Le encantaban los teléfonos inteligentes. Pasaba
horas contemplándolos en las vitrinas de las tiendas comerciales, en los
catálogos de internet, revisando en las noticias las novedades más recientes de
los gigantes comerciales. Su celular era su mejor amigo, el único confidente
que aceptaba sin vacilación sus miles de deseos y problemas diarios. Su
teléfono móvil, sin embargo, era un “ladrillo”; anticuado, sin android, memoria insuficiente y
funciones limitadas; él deseaba algo mejor. Así que juntó dinero, mucho dinero,
todo el dinero que le sobraba, para comprarse el teléfono más caro y mejor del
mercado. Estuvo así durante años, ansioso, soñando despierto con una nueva
máquina milagrosa, hasta que logró juntar el dinero suficiente para comprarse
cualquier aparato que quisiera. Para entonces, se rumoreaba que sería lanzado
el mejor de todos los que existían en esa época, un Smartphone que dejaría atrás
a toda la competencia: el Livephone.
Todos en el mundo estaban impacientes por el lanzamiento
del Livephone. Las celebridades más repugnantemente adineradas anhelaban
tenerlo pronto en sus manos, y depositaron cifras asquerosamente ridículas para
reservarlo. Cada noticia de sus nuevas funciones se convertía en tema obligado
de cualquier conversación de sobremesa. El planeta parecía girar en torno al
desarrollo del Livephone. Hasta que salió al mercado. Salió y desapareció:
todos ya estaban reservados. Nuestro hombre, con todo el dineral que había
juntado no fue capaz de pagar ni la batería; simplemente no se vendía en
ninguna parte.
Un día, él caminaba por la calle y lo vio: estaba
en el pasto, un poco magullado pero seguía funcionando. Era todo pantalla
táctil. Captaba las emociones del que lo sostenía. Le hablaba en español. Sus
10.000 aplicaciones eran de otro nivel: una recordaba por él; otra, hacía que
interactuara en las redes sociales solamente con el pensamiento. No necesitaba
saber cómo llegar a alguna parte, pues el Livephone lo orientaba eficazmente.
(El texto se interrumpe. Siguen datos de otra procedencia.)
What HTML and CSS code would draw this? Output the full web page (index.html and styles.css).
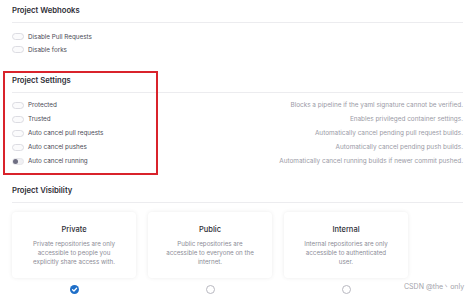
FILE: index.html
```html
<!DOCTYPE html>
<html lang="en">
<head>
<meta charset="utf-8">
<title>Project settings</title>
<link rel="stylesheet" href="styles.css">
</head>
<body>
<div class="page">
	<div class="section">
		<h2 class="title">Project Webhooks</h2>
		<div class="rows">
			<div class="row"><span class="toggle"></span><span class="label">Disable Pull Requests</span></div>
			<div class="row"><span class="toggle"></span><span class="label">Disable forks</span></div>
		</div>
	</div>

	<div class="section">
		<h2 class="title">Project Settings</h2>
		<div class="rows settings">
			<div class="row"><span class="toggle"></span><span class="label">Protected</span><span class="desc">Blocks a pipeline if the yaml signature cannot be verified.</span></div>
			<div class="row"><span class="toggle"></span><span class="label">Trusted</span><span class="desc">Enables privileged container settings.</span></div>
			<div class="row"><span class="toggle"></span><span class="label">Auto cancel pull requests</span><span class="desc">Automatically cancel pending pull request builds.</span></div>
			<div class="row"><span class="toggle"></span><span class="label">Auto cancel pushes</span><span class="desc">Automatically cancel pending push builds.</span></div>
			<div class="row"><span class="toggle on"></span><span class="label">Auto cancel running</span><span class="desc">Automatically cancel running builds if newer commit pushed.</span></div>
		</div>
	</div>

	<div class="section">
		<h2 class="title">Project Visibility</h2>
		<div class="cards">
			<div class="option">
				<div class="card">
					<div class="card-title">Private</div>
					<div class="card-text">Private repositories are only accessible to people you explicitly share access with.</div>
				</div>
				<span class="radio checked">
					<svg width="9" height="9" viewBox="0 0 10 10"><circle cx="5" cy="5" r="5" fill="#1f6fc8"/><path d="M2.8 5.2 L4.4 6.7 L7.3 3.6" fill="none" stroke="#fff" stroke-width="1.4" stroke-linecap="round" stroke-linejoin="round"/></svg>
				</span>
			</div>
			<div class="option">
				<div class="card">
					<div class="card-title">Public</div>
					<div class="card-text">Public repositories are accessible to everyone on the internet.</div>
				</div>
				<span class="radio"></span>
			</div>
			<div class="option">
				<div class="card">
					<div class="card-title">Internal</div>
					<div class="card-text">Internal repositories are only accessible to authenticated user.</div>
				</div>
				<span class="radio"></span>
			</div>
		</div>
	</div>
</div>
<div class="mark"></div>
<div class="watermark">CSDN @the丶only</div>
</body>
</html>
```

FILE: styles.css
```css
body {
	margin: 0;
	background: #fff;
	font-family: Inter, "Noto Sans", sans-serif;
	color: #2d2d35;
}
.page {
	padding: 0 11px 0 12px;
}
.section {
	padding-bottom: 14px;
}
.section:nth-child(2) {
	padding-bottom: 12px;
}
.section:nth-child(3) {
	padding-bottom: 0;
}
.title {
	margin: 0;
	padding-top: 5px;
	height: 17px;
	line-height: 12px;
	font-size: 7.7px;
	font-weight: 600;
	border-bottom: 1px solid #ececef;
}
.rows {
	padding-top: 7px;
}
.row {
	display: flex;
	align-items: center;
	height: 13px;
	font-size: 6.3px;
}
.settings {
	padding-top: 5px;
}
.settings .row {
	height: 14px;
}
.toggle {
	box-sizing: border-box;
	width: 12px;
	height: 7px;
	border: 1px solid #dcdce2;
	border-radius: 4px;
	margin-right: 4px;
	background: #fbfbfc;
}
.toggle.on {
	position: relative;
	border-color: #e6e6ea;
	background: #f0f0f3;
}
.toggle.on:after {
	content: "";
	position: absolute;
	left: 0px;
	top: 0px;
	width: 5px;
	height: 5px;
	border-radius: 50%;
	background: #6e6e82;
}
.label {
	color: #4a4a55;
}
.desc {
	margin-left: auto;
	font-size: 6.4px;
	color: #9a9aa6;
}
.cards {
	display: flex;
	gap: 12px;
	padding-top: 9px;
}
.option {
	width: 124px;
	display: flex;
	flex-direction: column;
	align-items: center;
}
.card {
	box-sizing: border-box;
	width: 100%;
	height: 66px;
	border-radius: 4px;
	background: #fff;
	box-shadow: 0 0 4px rgba(0, 0, 0, 0.08);
	text-align: center;
	padding: 13px 14px 0;
}
.card-title {
	font-size: 7.5px;
	line-height: 10px;
	font-weight: 500;
	color: #2d2d35;
	margin-bottom: 4px;
}
.card-text {
	font-size: 6.2px;
	line-height: 9px;
	color: #8b8b96;
}
.radio {
	box-sizing: border-box;
	margin-top: 7px;
	width: 9px;
	height: 9px;
	border-radius: 50%;
	border: 1px solid #b8b8c0;
}
.radio.checked {
	border: 0;
}
.radio svg {
	display: block;
}
.mark {
	position: absolute;
	left: 3px;
	top: 71px;
	width: 151px;
	height: 100px;
	border: 2px solid #d9232b;
}
.watermark {
	position: absolute;
	left: 404px;
	top: 282px;
	font-size: 7px;
	color: #a3a3ab;
}
```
Comprándole algunos accesorios, era capaz de ordenar sus movimientos, ayudarle
a hacer ejercicios, señalarle las medidas de alimento que debía ingerir para
mantenerse sano (y cocinarle), le combatía los virus, le hacía «hibernar» (en
vez de dormir), pensaba por él, y le controlaba las acciones vitales: respirar,
digerir, ir al baño, e incluso, los latidos del corazón. Y todo esto lo hacía
automáticamente, como adivinando lo que su usuario necesitaba. No le faltaba
nada; quizás, era la máquina suprema, la mejor invención del hombre, el
teléfono perfecto.
El Livephone era todo para él. Le arrebató la vida
y se la cambió por otra más tecnológica. Se mantenía cerca de donde habían
enchufes para que no se le apagara (la batería le duraba poco, demasiado poco).
Dejó de hablar con las cuerdas vocales. Ya no hacía nada, simplemente no
necesitaba hacer nada. Y en una ocasión donde un repentino corte de luz en toda
la ciudad le impidió recargar la batería, el celular se apagó. Él, que había
olvidado cómo vivir sin el Livephone, no fue capaz de respirar, su corazón de
detuvo en seco, y no pudo pensar en nada para salvarse.
Murió también, como si se le hubiera acabado la
batería de la autonomía, como si ya no existiera, como si fuera un simple
aparato (ocupado por su celular) que dejó de funcionar, como un esclavo de la
tecnología. Y entonces supo que al Livephone le faltaba una aplicación para ser
perfecto: la de volver más humana a la gente.